Dan 12,1-3; Sal 15; Heb 10,11-14.18; Mc 13,24-32
Nos estamos acercando ya al término del año litúrgico, y el final de un año anuncia el fin de todos los años, es decir, de la vida en este mundo. Por eso, la Palabra de Dios de este domingo nos enfrenta con las realidades últimas: el encuentro definitivo con Dios en el que habremos de dar cuenta de nuestra vida, de lo que hemos hecho, y dejado de hacer, con ella. Conviene recordar estas cosas, pues en aquel día no podremos alegar ignorancia.
El Evangelio que acabamos de proclamar habla del final de la historia que, a cada hombre y a cada mujer, le llega con su muerte. Para describir este final, Jesús alude a grandes perturbaciones y cataclismos en el universo. «En aquellos días, después de una gran angustia, el sol se oscurecerá, la luna no dará su resplandor, las estrellas caerán del cielo, los astros se tambalearán». Es un modo de hablar propio de la época y fácil de entender e imaginar. Pero Jesús no habla simplemente de catástrofes cósmicas, sino de la venida del Hijo del hombre «con gran poder y gloria». Ante la presencia de Dios que viene a juzgar a vivos y muertos, la creación entera se estremece. De manera que esos fenómenos cósmicos de que habla Jesús sólo intentan hacernos comprender el estremecimiento que atravesará el universo el día de la segunda venida del Señor. Pues ésta no será como la primera, en la debilidad de la carne, en la condición de esclavo, sino que vendrá como Señor y Juez universal. Puede ser que a alguno le parezca que estas cosas son difíciles de creer. Según las encuestas que periódicamente se hacen por ahí, resulta que hay muchos que afirman creer en Dios, pero no creen en el juicio final y mucho menos en la posibilidad de una condenación eterna. Pero las encuestas sociológicas sobre asuntos de fe no pueden tranquilizarnos en absoluto.
El profeta Daniel nos anunciaba: «Los que duermen en el polvo de la tierra despertarán: unos para vida eterna, otros para vergüenza e ignominia perpetua». Pertenece, por tanto, a la fe que profesamos la afirmación de que todo hombre ha de responder ante Dios de su vida, de lo que con ella ha hecho. Decir que hay un juicio después de la muerte significa que Dios hace justicia, que la verdad triunfa sobre la mentira, el amor sobre el odio. Dios no sería Dios si le diera igual lo que hacen los hombres, bueno o malo que hagan. No merecería la pena creer en un Dios que al final pagara lo mismo a la víctima que a su verdugo, a los oprimidos que, a los opresores, a los que se esfuerzan por amarle y a los que le odian y blasfeman de él. El juicio es la esperanza en el triunfo final de la justicia: ¡a cada uno según sus obras! Si no fuera así, poco importaría ser o no bueno, honrado, veraz, caritativo, justo, fiel. Los pillos y sinvergüenzas tendrían todas las de ganar, aquí primero y luego además la gloria eterna… Pero eso no es digno de Dios que es la Justicia y la Verdad.
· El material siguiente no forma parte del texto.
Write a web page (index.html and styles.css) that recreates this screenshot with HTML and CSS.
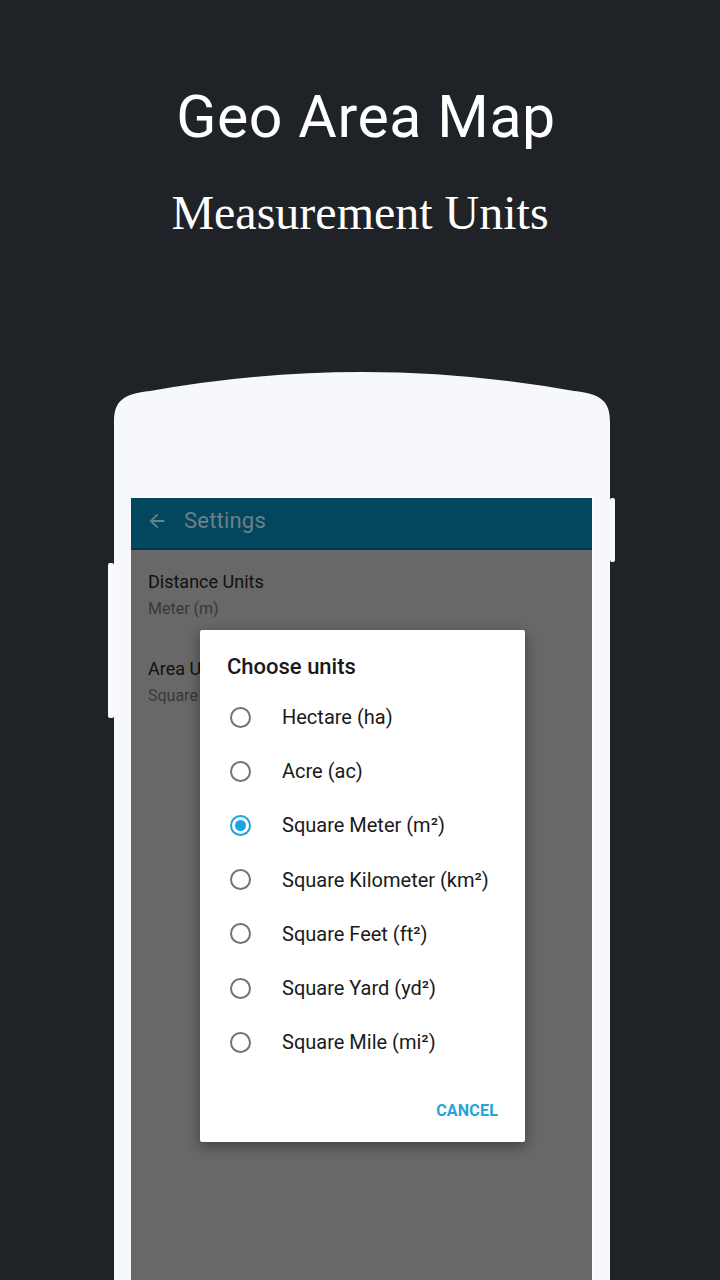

El juicio es el desenmascaramiento de toda mentira, de toda injusticia, de todo pecado, que tendrá lugar ante el tribunal de Jesucristo. Él es el Juez universal precisamente porque es el Salvador universal. Para los que creemos en Él, esta confesión de fe nos llena de confianza, pues el juicio, para los que aman a Cristo, no puede ser motivo de temor o de angustia, pues el mismo que es nuestro Salvador y nuestro Hermano será también un día nuestro Juez misericordioso. Así lo creemos y lo esperamos. La confianza en la misericordia de Dios que borrará nuestros pecados para poder contemplarle un día cara a cara se funda en el amor que nos mostró en su Hijo. “Cristo –nos asegura el autor de la Carta a los hebreos- con una sola ofrenda ha perfeccionado definitivamente a los que van siendo santificados”. Esta ofrenda, este único sacrificio es el contenido de nuestra celebración eucarística. Participando en ella con fe viva, participamos de él, del sacrificio de nuestra redención.